WORK TO COMPLETE: Starting from the top of the material, restate each line exactly until the line that contains "font-['Roboto',sans-serif] text-[46px] leading-none", which is also copied. Pictures are excluded.
------
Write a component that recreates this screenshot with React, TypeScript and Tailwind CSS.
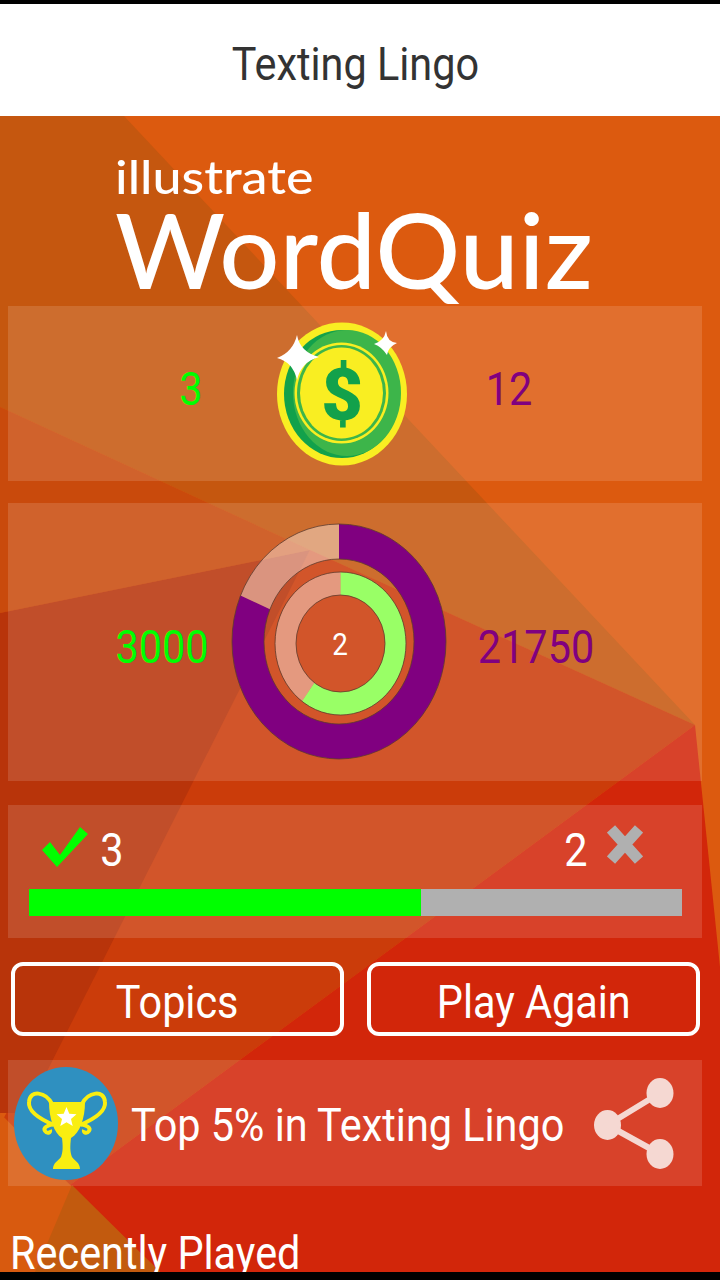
import React from "react";

const label = "block font-['Roboto',sans-serif] text-[46px] leading-none scale-x-[0.9]";

// ring segment on an ellipse, angles are clockwise degrees from 12 o'clock
const ringSegment = (
  cx: number,
  cy: number,
  rx: number,
  ry: number,
  irx: number,
  iry: number,
  from: number,
  to: number
) => {
  const pt = (a: number, x: number, y: number) => {
    const r = (a * Math.PI) / 180;
    return `${(cx + x * Math.sin(r)).toFixed(2)} ${(cy - y * Math.cos(r)).toFixed(2)}`;
  };
  const large = to - from > 180 ? 1 : 0;
  return `M${pt(from, rx, ry)}A${rx} ${ry} 0 ${large} 1 ${pt(to, rx, ry)}L${pt(to, irx, iry)}A${irx} ${iry} 0 ${large} 0 ${pt(from, irx, iry)}Z`;
};

const Background = () => (
  <svg className="absolute inset-0" width="720" height="1156" viewBox="0 116 720 1156">
    <rect x="0" y="116" width="720" height="1156" fill="#dc5a0f" />
    <polygon points="0,116 124,116 695,725 310,550 0,407" fill="#c5570f" />
    <polygon points="0,407 310,550 0,613" fill="#c94a0c" />
    <polygon points="310,550 695,725 70,1185 0,1125" fill="#cb3c0a" />
    <polygon points="0,613 310,550 26,1113 0,1113" fill="#b8340a" />
    <polygon points="695,725 720,967 720,1272 160,1272 70,1185" fill="#d2260a" />
    <polygon points="0,1113 70,1185 160,1272 0,1272" fill="#d85a0f" />
    <polygon points="72,1185 160,1272 35,1272" fill="#c25a0e" />
  </svg>
);

const Coin = () => (
  <svg width="140" height="156" viewBox="269 316 140 156" className="ml-[28px] shrink-0">
    <ellipse cx="342" cy="394" rx="65" ry="71.5" fill="#f9ee22" />
    <ellipse cx="342" cy="394" rx="58" ry="64" fill="#12a14b" />
    <ellipse cx="347" cy="393" rx="54" ry="63" fill="#3db54a" />
    <ellipse cx="341.5" cy="393" rx="47" ry="50.5" fill="#f9ee22" />
    <ellipse cx="341.5" cy="393" rx="44.5" ry="48" fill="#3db54a" />
    <ellipse cx="341.5" cy="393" rx="41.5" ry="45.5" fill="#f9ee22" />
    <text
      x="342"
      y="420"
      textAnchor="middle"
      fontSize="72"
      fontWeight="900"
      fill="#12a14b"
      className="font-['Roboto',sans-serif]"
    >
      $
    </text>
    <path d="M297 335Q300 352 319 357Q301 362 297 380Q293 362 277 358Q293 352 297 335Z" fill="#fff" />
    <path d="M386 331Q387 342 397 343Q388 347 387 355Q382 347 374 344Q384 341 386 331Z" fill="#fff" />
  </svg>
);

const Donut = () => (
  <svg width="230" height="250" viewBox="224 518 230 250" className="ml-[2px] shrink-0">
    <path d={ringSegment(339, 642.5, 107, 117.5, 75, 82.5, 0, 293)} fill="#800080" />
    <path d={ringSegment(339, 642.5, 107, 117.5, 75, 82.5, 293, 360)} fill="#fff" fillOpacity="0.4" />
    <path d={ringSegment(340.5, 644.5, 65.5, 71.5, 44.5, 48.5, 0, 216)} fill="#99ff66" />
    <path d={ringSegment(340.5, 644.5, 65.5, 71.5, 44.5, 48.5, 216, 360)} fill="#fff" fillOpacity="0.4" />
    <g fill="none" stroke="#5f3b2c" strokeWidth="1" strokeOpacity="0.8">
      <ellipse cx="339" cy="642.5" rx="107" ry="117.5" />
      <ellipse cx="339" cy="642.5" rx="75" ry="82.5" />
      <ellipse cx="340.5" cy="644.5" rx="65.5" ry="71.5" />
      <ellipse cx="340.5" cy="644.5" rx="44.5" ry="48.5" />
    </g>
    <text
      transform="translate(340 656) scale(0.87 1)"
      textAnchor="middle"
      fontSize="32"
      fill="#fff"
      className="font-['Roboto',sans-serif]"
    >
      2
    </text>
  </svg>
);

const Trophy = () => (
  <svg width="104" height="113" viewBox="14 1067 104 113" className="shrink-0">
    <ellipse cx="66" cy="1123.5" rx="52" ry="56.5" fill="#2f90c0" />
    <g fill="none" stroke="#f9ee11" strokeWidth="4">
      <path d="M52 1104C46 1092 30 1089 29 1102C28 1112 42 1120 54 1125" />
      <path d="M82 1104C88 1092 104 1089 105 1102C106 1112 92 1120 80 1125" />
      <path d="M54 1124C47 1125 43 1128 45 1131C47 1134 51 1133 50 1130" />
      <path d="M80 1124C87 1125 91 1128 89 1131C87 1134 83 1133 84 1130" />
    </g>
    <path
      d="M49 1102H85C85 1118 80 1133 71 1138C70 1146 70 1152 72 1157C75 1161 80 1163 80 1169H53C53 1163 58 1161 61 1157C63 1152 63 1146 62 1138C54 1133 49 1118 49 1102Z"
      fill="#f9ee11"
    />
    <polygon
      points="66.5,1107 69.3,1113.7 76.5,1114.3 71,1119 72.7,1126 66.5,1122.3 60.3,1126 62,1119 56.5,1114.3 63.7,1113.7"
      fill="#fff"
    />
  </svg>
);

const Share = () => (
  <svg width="82" height="93" viewBox="594 1076 82 93" className="ml-auto mr-[26px] shrink-0">
    <g fill="#f5d8d2">
      <ellipse cx="660" cy="1092" rx="13.5" ry="15" />
      <ellipse cx="607.5" cy="1124" rx="13.5" ry="15" />
      <ellipse cx="660" cy="1153" rx="13.5" ry="15" />
    </g>
    <path d="M660 1092L607.5 1124L660 1153" fill="none" stroke="#f5d8d2" strokeWidth="6" />
  </svg>
);

const Logo = () => (
  <div className="h-[190px] pl-[107px] text-white font-medium font-['Lato',sans-serif]">
    <span className="block pt-[41px] text-[46px] leading-[40px] origin-left scale-x-[1.13]">illustrate</span>
    <span className="block pt-[2px] text-[104px] leading-[100px] origin-left scale-x-[1.02]">WordQuiz</span>
  </div>
);

export default function App() {
  return (
    <div className="w-[720px] h-[1280px] flex flex-col bg-black pt-1 pb-2 overflow-hidden">
      <header className="h-[112px] shrink-0 flex items-center justify-center pt-[8px] pr-[10px] bg-white text-[#333]">
        <span className={label}>Texting Lingo</span>
      </header>

      <main className="relative h-[1156px] overflow-hidden">
        <Background />
        <div className="relative flex flex-col px-2">
          <Logo />

          <section className="w-[694px] h-[175px] flex items-center bg-white/[0.13]">
            <span className={`${label} ml-[133px] w-[100px] text-center text-[#00ff00] pb-[10px]`}>3</span>
            <Coin />
            <span className={`${label} ml-[50px] w-[100px] text-center text-[#800080] pb-[10px]`}>12</span>
          </section>

          <section className="w-[694px] h-[278px] mt-[22px] flex items-center bg-white/[0.13]">
            <span className={`${label} ml-[94px] w-[120px] text-center text-[#00ff00] pt-[10px]`}>3000</span>
            <Donut />
            <span className={`${label} ml-[12px] w-[140px] text-center text-[#800080] pt-[10px]`}>21750</span>
          </section>

          <section className="w-[694px] h-[133px] mt-6 flex flex-col pl-[21px] pr-[20px] bg-white/[0.13]">
            <div className="h-[84px] flex items-center">
              <svg width="46" height="40" viewBox="42 822 46 40" className="ml-[13px] shrink-0">
                <polygon points="42,845 50,837 60,850 80,822 88,829 57,862" fill="#00ff00" />
              </svg>
              <span className={`${label} w-[40px] ml-[4px] text-center text-white pt-[6px]`}>3</span>
              <span className={`${label} w-[40px] ml-auto text-center text-white pt-[6px]`}>2</span>
              <svg width="36" height="39" viewBox="0 0 36 39" className="ml-[11px] mr-[39px] mt-[-6px] shrink-0">
                <path d="M4 4L32 35M32 4L4 35" stroke="#b0b0b0" strokeWidth="11" fill="none" />
              </svg>
            </div>
            <div className="h-[27px] flex bg-[#b0b0b0]">
              <div className="w-3/5 bg-[#00ff00]" />
            </div>
          </section>

          <div className="flex gap-[23px] mt-6 ml-[3px]">
            <button className="w-[333px] h-[74px] flex items-center justify-center pt-[5px] border-4 border-white rounded-xl text-white">
              <span className={label}>Topics</span>
            </button>
            <button className="w-[333px] h-[74px] flex items-center justify-center pt-[5px] border-4 border-white rounded-xl text-white">
              <span className={label}>Play Again</span>
            </button>
          </div>

          <section className="w-[694px] h-[126px] mt-6 flex items-center pl-[6px] bg-white/[0.13]">
            <Trophy />
            <span className={`${label} ml-[13px] pt-[4px] origin-left w-[432px] whitespace-nowrap text-white`}>
              Top 5% in Texting Lingo
            </span>
            <Share />
          </section>

          <span className={`${label} origin-left mt-[44px] ml-[2px] whitespace-nowrap text-white`}>
            Recently Played
          </span>
        </div>
      </main>
    </div>
  );
}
------
ANSWER TO THE TASK:
Write a component that recreates this screenshot with React, TypeScript and Tailwind CSS.
import React from "react";

const label = "block font-['Roboto',sans-serif] text-[46px] leading-none scale-x-[0.9]";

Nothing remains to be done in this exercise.